**Work to complete**
Show each line from the listing that includes the word "this".

[Records]
══════════

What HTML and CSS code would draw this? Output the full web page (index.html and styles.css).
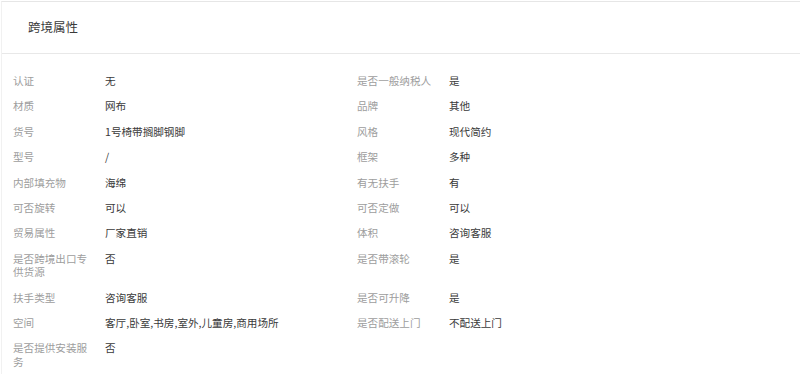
FILE: index.html
```html
<!DOCTYPE html>
<html lang="zh">
<head>
<meta charset="utf-8">
<title>跨境属性</title>
<link rel="stylesheet" href="styles.css">
</head>
<body>
<div class="panel">
  <div class="panel-head"><span class="panel-title">跨境属性</span></div>
  <div class="attrs">
    <div class="attr"><div class="label">认证</div><div class="value">无</div></div>
    <div class="attr"><div class="label">是否一般纳税人</div><div class="value">是</div></div>
    <div class="attr"><div class="label">材质</div><div class="value">网布</div></div>
    <div class="attr"><div class="label">品牌</div><div class="value">其他</div></div>
    <div class="attr"><div class="label">货号</div><div class="value">1号椅带搁脚钢脚</div></div>
    <div class="attr"><div class="label">风格</div><div class="value">现代简约</div></div>
    <div class="attr"><div class="label">型号</div><div class="value">/</div></div>
    <div class="attr"><div class="label">框架</div><div class="value">多种</div></div>
    <div class="attr"><div class="label">内部填充物</div><div class="value">海绵</div></div>
    <div class="attr"><div class="label">有无扶手</div><div class="value">有</div></div>
    <div class="attr"><div class="label">可否旋转</div><div class="value">可以</div></div>
    <div class="attr"><div class="label">可否定做</div><div class="value">可以</div></div>
    <div class="attr"><div class="label">贸易属性</div><div class="value">厂家直销</div></div>
    <div class="attr"><div class="label">体积</div><div class="value">咨询客服</div></div>
    <div class="attr"><div class="label">是否跨境出口专供货源</div><div class="value">否</div></div>
    <div class="attr"><div class="label">是否带滚轮</div><div class="value">是</div></div>
    <div class="attr"><div class="label">扶手类型</div><div class="value">咨询客服</div></div>
    <div class="attr"><div class="label">是否可升降</div><div class="value">是</div></div>
    <div class="attr"><div class="label">空间</div><div class="value">客厅,卧室,书房,室外,儿童房,商用场所</div></div>
    <div class="attr"><div class="label">是否配送上门</div><div class="value">不配送上门</div></div>
    <div class="attr"><div class="label">是否提供安装服务</div><div class="value">否</div></div>
  </div>
</div>
</body>
</html>
```
FILE: styles.css
```css
html, body {
  margin: 0;
  padding: 0;
  background: #fff;
}
body {
  font-family: "Noto Sans CJK SC", "Noto Sans", sans-serif;
  padding: 1px 0 0 1px;
}
.panel {
  border-top: 1px solid #e6e6e6;
  border-left: 1px solid #f1f1f1;
}
.panel-head {
  height: 51px;
  border-bottom: 1px solid #e8e8e8;
  display: flex;
  align-items: center;
  padding-left: 26px;
  padding-bottom: 2px;
  box-sizing: border-box;
  height: 52px;
}
.panel-title {
  font-size: 12.5px;
  color: #3a3a3a;
}
.attrs {
  display: grid;
  grid-template-columns: 344px 344px;
  padding: 14px 0 0 11px;
}
.attr {
  display: flex;
  align-items: flex-start;
  padding: 6px 0;
  font-size: 10.6px;
  line-height: 13.4px;
}
.label {
  width: 80px;
  margin-right: 12px;
  color: #9d9d9d;
  flex-shrink: 0;
}
.value {
  color: #3a3a3a;
}
```
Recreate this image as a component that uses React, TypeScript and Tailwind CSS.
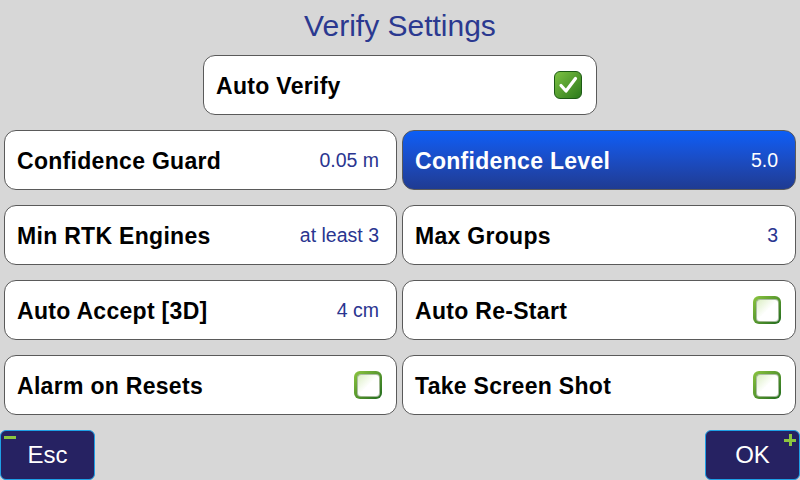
import React, { useState } from "react";

interface Setting {
  label: string;
  value?: string;
  checkbox?: boolean;
  checked?: boolean;
  active?: boolean;
}

const settings: Setting[] = [
  { label: "Confidence Guard", value: "0.05 m" },
  { label: "Confidence Level", value: "5.0", active: true },
  { label: "Min RTK Engines", value: "at least 3" },
  { label: "Max Groups", value: "3" },
  { label: "Auto Accept [3D]", value: "4 cm" },
  { label: "Auto Re-Start", checkbox: true, checked: false },
  { label: "Alarm on Resets", checkbox: true, checked: false },
  { label: "Take Screen Shot", checkbox: true, checked: false },
];

const CheckBox: React.FC<{ checked: boolean }> = ({ checked }) => {
  if (checked) {
    return (
      <div className="w-[28px] h-[28px] rounded-[6px] border-[1.5px] border-[#1c5a14] bg-gradient-to-br from-[#7cc242] to-[#2a7a1c] flex items-center justify-center">
        <svg width="22" height="22" viewBox="0 0 22 22">
          <path
            d="M4 11.5 L9 17 L18.5 4.5"
            fill="none"
            stroke="#ffffff"
            strokeWidth="3.2"
            strokeLinecap="round"
            strokeLinejoin="round"
          />
        </svg>
      </div>
    );
  }
  return (
    <div className="w-[28px] h-[28px] rounded-[6px] bg-gradient-to-br from-[#8cc63f] to-[#1e6b1e] p-[2.5px]">
      <div className="w-full h-full rounded-[4px] bg-gradient-to-br from-[#dcefc4] via-[#ffffff] to-[#ffffff] border border-[#2e5a1c]/40" />
    </div>
  );
};

const SettingRow: React.FC<{ item: Setting; onToggle: () => void }> = ({ item, onToggle }) => {
  const base =
    "h-[60px] rounded-[12px] border-[1.5px] border-[#5a5a5a] flex items-center justify-between pl-[12px] cursor-pointer";
  return (
    <div
      onClick={onToggle}
      className={`${base} ${
        item.active
          ? "bg-gradient-to-b from-[#0a5ef7] to-[#1f3b92] text-white"
          : "bg-white text-black"
      } ${item.checkbox ? "pr-[14px]" : "pr-[17px]"}`}
    >
      <span className="text-[23px] font-bold tracking-[0.3px] pt-[2px]">{item.label}</span>
      {item.checkbox ? (
        <CheckBox checked={!!item.checked} />
      ) : (
        <span className={`text-[19.5px] pt-[1px] ${item.active ? "text-white" : "text-[#2a3590]"}`}>
          {item.value}
        </span>
      )}
    </div>
  );
};

const App: React.FC = () => {
  const [autoVerify, setAutoVerify] = useState(true);
  const [rows, setRows] = useState<Setting[]>(settings);

  const toggle = (i: number) => {
    setRows((prev) =>
      prev.map((r, idx) => (idx === i && r.checkbox ? { ...r, checked: !r.checked } : r)),
    );
  };

  return (
    <div
      className="w-[800px] h-[480px] bg-[#d7d7d7] flex flex-col overflow-hidden"
      style={{ fontFamily: '"Liberation Sans", Arial, sans-serif' }}
    >
      <div className="h-[52px] flex items-center justify-center text-[30px] text-[#2b3990]">
        Verify Settings
      </div>

      <div className="mt-[4px] flex justify-center">
        <div
          onClick={() => setAutoVerify(!autoVerify)}
          className="w-[394px] h-[60px] rounded-[12px] border-[1.5px] border-[#5a5a5a] bg-white flex items-center justify-between pl-[12px] pr-[14px] cursor-pointer"
        >
          <span className="text-[23px] font-bold tracking-[0.3px] pt-[2px] text-black">Auto Verify</span>
          <CheckBox checked={autoVerify} />
        </div>
      </div>

      <div className="mt-[15px] px-[4px] grid grid-cols-[393px_394px] gap-x-[5px] gap-y-[15px]">
        {rows.map((item, i) => (
          <SettingRow key={item.label} item={item} onToggle={() => toggle(i)} />
        ))}
      </div>

      <div className="mt-[15px] flex justify-between">
        <button className="relative w-[95px] h-[50px] bg-[#262262] border-[1.5px] border-[#1ea0e6] rounded-[6px] text-white text-[24px] flex items-center justify-center">
          <span className="absolute left-[3px] top-[5px] w-[12px] h-[3px] bg-[#8cc63f]" />
          Esc
        </button>
        <button className="relative w-[95px] h-[50px] bg-[#262262] border-[1.5px] border-[#1ea0e6] rounded-[6px] text-white text-[24px] flex items-center justify-center">
          <span className="absolute right-[3px] top-[3px] w-[12px] h-[12px]">
            <span className="absolute left-0 top-[4.5px] w-[12px] h-[3px] bg-[#8cc63f]" />
            <span className="absolute top-0 left-[4.5px] w-[3px] h-[12px] bg-[#8cc63f]" />
          </span>
          OK
        </button>
      </div>
    </div>
  );
};

export default App;
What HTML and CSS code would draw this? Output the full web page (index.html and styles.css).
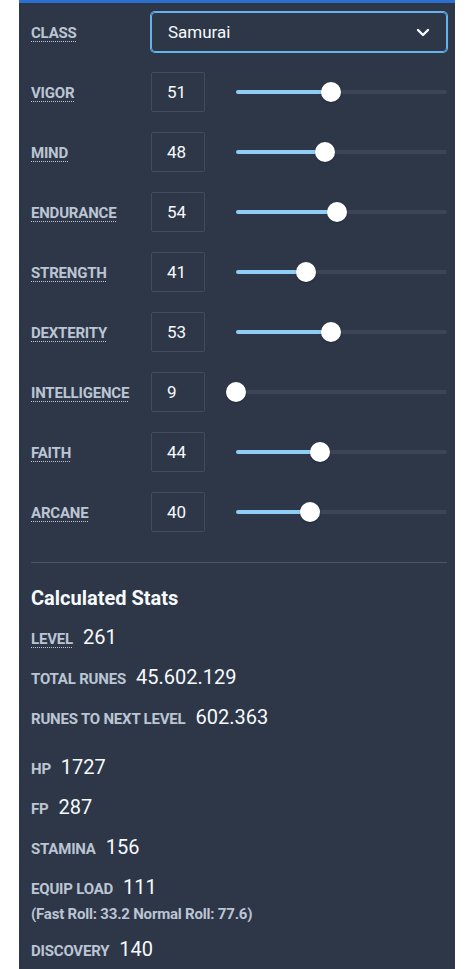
FILE: index.html
```html
<!DOCTYPE html>
<html>
<head>
<meta charset="utf-8">
<link rel="stylesheet" href="styles.css">
</head>
<body>
<div class="page">
  <div class="panel">
    <div class="attrs">
      <div class="row">
        <span class="lbl dotted">Class</span>
        <div class="select">
          <span>Samurai</span>
          <svg class="chev" width="14" height="9" viewBox="0 0 14 9"><path d="M2 2 L7 7 L12 2" fill="none" stroke="#f7fafc" stroke-width="2.4" stroke-linecap="round" stroke-linejoin="round"/></svg>
        </div>
      </div>
      <div class="row">
        <span class="lbl dotted">Vigor</span>
        <div class="num">51</div>
        <div class="slider"><div class="track"><div class="fill" style="width:44.8%"></div><div class="thumb" style="left:44.8%"></div></div></div>
      </div>
      <div class="row">
        <span class="lbl dotted">Mind</span>
        <div class="num">48</div>
        <div class="slider"><div class="track"><div class="fill" style="width:42%"></div><div class="thumb" style="left:42%"></div></div></div>
      </div>
      <div class="row">
        <span class="lbl dotted">Endurance</span>
        <div class="num">54</div>
        <div class="slider"><div class="track"><div class="fill" style="width:47.7%"></div><div class="thumb" style="left:47.7%"></div></div></div>
      </div>
      <div class="row">
        <span class="lbl dotted">Strength</span>
        <div class="num">41</div>
        <div class="slider"><div class="track"><div class="fill" style="width:33.3%"></div><div class="thumb" style="left:33.3%"></div></div></div>
      </div>
      <div class="row">
        <span class="lbl dotted">Dexterity</span>
        <div class="num">53</div>
        <div class="slider"><div class="track"><div class="fill" style="width:45.2%"></div><div class="thumb" style="left:45.2%"></div></div></div>
      </div>
      <div class="row">
        <span class="lbl dotted">Intelligence</span>
        <div class="num">9</div>
        <div class="slider"><div class="track"><div class="fill" style="width:0%"></div><div class="thumb" style="left:0%"></div></div></div>
      </div>
      <div class="row">
        <span class="lbl dotted">Faith</span>
        <div class="num">44</div>
        <div class="slider"><div class="track"><div class="fill" style="width:39.6%"></div><div class="thumb" style="left:39.6%"></div></div></div>
      </div>
      <div class="row">
        <span class="lbl dotted">Arcane</span>
        <div class="num">40</div>
        <div class="slider"><div class="track"><div class="fill" style="width:35.2%"></div><div class="thumb" style="left:35.2%"></div></div></div>
      </div>
    </div>

    <div class="divider"></div>

    <h2 class="heading">Calculated Stats</h2>

    <div class="stats">
      <div class="group">
        <div class="stat"><span class="lbl dotted">Level</span><span class="val">261</span></div>
        <div class="stat"><span class="lbl">Total Runes</span><span class="val">45.602.129</span></div>
        <div class="stat"><span class="lbl">Runes to next level</span><span class="val">602.363</span></div>
      </div>
      <div class="group">
        <div class="stat"><span class="lbl">HP</span><span class="val">1727</span></div>
        <div class="stat"><span class="lbl">FP</span><span class="val">287</span></div>
        <div class="stat"><span class="lbl">Stamina</span><span class="val">156</span></div>
        <div class="stat-multi">
          <div class="stat-line"><span class="lbl">Equip Load</span><span class="val">111</span></div>
          <div class="sub">(Fast Roll: 33.2 Normal Roll: 77.6)</div>
        </div>
        <div class="stat"><span class="lbl">Discovery</span><span class="val">140</span></div>
      </div>
    </div>
  </div>
</div>
</body>
</html>
```

FILE: styles.css
```css
* { box-sizing: border-box; }
html, body { margin: 0; padding: 0; background: #ffffff; }
body { font-family: Roboto, "Noto Sans", "Liberation Sans", sans-serif; }

.page {
  padding: 0 19px;
  height: 969px;
  overflow: hidden;
}

.panel {
  background: #2d3748;
  border-top: 3px solid #2b6fd1;
  min-height: 969px;
  padding: 9px 8px 0 12px;
  color: #f7fafc;
}

.attrs {
  display: flex;
  flex-direction: column;
  gap: 20px;
}

.row {
  display: grid;
  grid-template-columns: 120px 54px 1fr;
  align-items: center;
  height: 40px;
}

.lbl {
  font-size: 15px;
  font-weight: 700;
  color: #bcc5d3;
  text-transform: uppercase;
  white-space: nowrap;
  letter-spacing: -0.2px;
}

.row > .lbl { padding-top: 2px; }

.dotted {
  text-decoration: underline dotted;
  text-underline-offset: 3px;
  text-decoration-thickness: 1px;
}

.select {
  grid-column: 2 / 4;
  height: 40px;
  border: 1px solid #63b3ed;
  box-shadow: 0 0 0 1px #63b3ed;
  border-radius: 4px;
  display: flex;
  align-items: center;
  justify-content: space-between;
  padding: 0 16px 0 16px;
  font-size: 17px;
  color: #f7fafc;
}

.chev { display: block; }

.num {
  height: 40px;
  border: 1px solid #424c5e;
  border-radius: 2px;
  display: flex;
  align-items: center;
  padding-left: 15px;
  font-size: 17px;
  color: #f7fafc;
}

.slider {
  height: 40px;
  display: flex;
  align-items: center;
  margin-left: 31px;
}

.track {
  position: relative;
  width: 100%;
  height: 4px;
  border-radius: 2px;
  background: #3b4556;
}

.fill {
  height: 100%;
  border-radius: 2px;
  background: #90cdf4;
}

.thumb {
  position: absolute;
  top: 50%;
  width: 20px;
  height: 20px;
  margin: -10px 0 0 -10px;
  border-radius: 50%;
  background: #ffffff;
  box-shadow: 0 1px 2px rgba(0,0,0,0.25);
}

.divider {
  height: 1px;
  background: #4a5568;
  margin-top: 30px;
}

.heading {
  margin: 23px 0 0 0;
  font-size: 20px;
  line-height: 24px;
  font-weight: 700;
  color: #f7fafc;
}

.stats {
  margin-top: 7px;
  display: flex;
  flex-direction: column;
  gap: 10px;
}

.group { display: flex; flex-direction: column; }

.stat, .stat-line {
  display: flex;
  align-items: baseline;
  gap: 10px;
  line-height: 24px;
}

.stat { height: 40px; padding: 8px 0; }

.stat-multi { height: 62px; padding-top: 8px; }
.stat-line { height: 24px; }

.val {
  font-size: 20px;
  color: #f7fafc;
}

.sub {
  margin-top: 6px;
  font-size: 15px;
  line-height: 18px;
  font-weight: 700;
  color: #bcc5d3;
  letter-spacing: -0.2px;
}
```
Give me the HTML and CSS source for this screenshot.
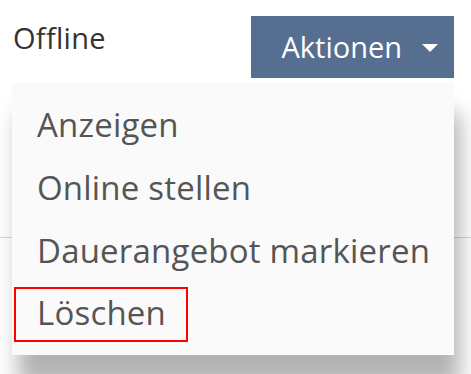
FILE: index.html
```html
<!DOCTYPE html>
<html lang="de">
<head>
    <meta charset="UTF-8">
    <meta name="viewport" content="width=device-width, initial-scale=1.0">
    <title>Angebot</title>
    <link rel="stylesheet" href="styles.css">
</head>
<body>

    <!-- Status row with actions dropdown -->
    <div class="status-row">
        <span class="status-label">Offline</span>

        <div class="actions">
            <button class="actions-button">
                Aktionen
                <span class="caret"></span>
            </button>

            <!-- Dropdown Menu -->
            <ul class="actions-menu">
                <li><a href="#">Anzeigen</a></li>
                <li><a href="#">Online stellen</a></li>
                <li><a href="#">Dauerangebot markieren</a></li>
                <li><a href="#" class="marked">Löschen</a></li>
            </ul>
        </div>
    </div>

</body>
</html>
```

FILE: styles.css
```css
body, html {
    margin: 0;
    padding: 0;
    height: 100%;
    background: #fff;
    font-family: 'Open Sans', 'Noto Sans', sans-serif;
    overflow: hidden;
}

/* Status Row */
.status-row {
    display: flex;
    justify-content: space-between;
    align-items: flex-start;
    height: 238px;
    box-sizing: border-box;
    padding: 16px 17px 0 13px;
    border-bottom: 1px solid #d6d6d6;
}

.status-label {
    font-size: 29px;
    line-height: 39px;
    letter-spacing: 0.3px;
    margin-top: 2px;
    color: #333;
}

/* Actions Button */
.actions {
    position: relative;
}

.actions-button {
    display: flex;
    align-items: center;
    height: 62px;
    padding: 0 16px 0 30px;
    border: none;
    background-color: #566f91;
    color: #fff;
    font-family: inherit;
    font-size: 29px;
    line-height: 62px;
    cursor: pointer;
}

.caret {
    width: 0;
    height: 0;
    margin-left: 20px;
    margin-top: 2px;
    border-left: 8px solid transparent;
    border-right: 8px solid transparent;
    border-top: 8px solid #fff;
}

/* Dropdown Menu */
.actions-menu {
    position: absolute;
    top: 67px;
    right: 0;
    width: 442px;
    box-sizing: border-box;
    margin: 0;
    padding: 10px 0;
    list-style: none;
    background: #fafafa;
    box-shadow: 6px 30px 20px rgba(0, 0, 0, 0.3);
}

.actions-menu li {
    line-height: 63px;
}

.actions-menu a {
    display: block;
    padding: 0 20px 0 25px;
    font-size: 33px;
    letter-spacing: 0.2px;
    white-space: nowrap;
    color: #555;
    text-decoration: none;
}

.actions-menu a.marked {
    width: fit-content;
    margin: 5px 0 3px 2px;
    padding: 0 20px 3px 21px;
    line-height: 48px;
    border: 2px solid #f00;
}
```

══════════

**Result of the task**
What HTML and CSS code would draw this? Output the full web page (index.html and styles.css).
Recreate this image as a component that uses React, TypeScript and Tailwind CSS.
What HTML and CSS code would draw this? Output the full web page (index.html and styles.css).
Give me the HTML and CSS source for this screenshot.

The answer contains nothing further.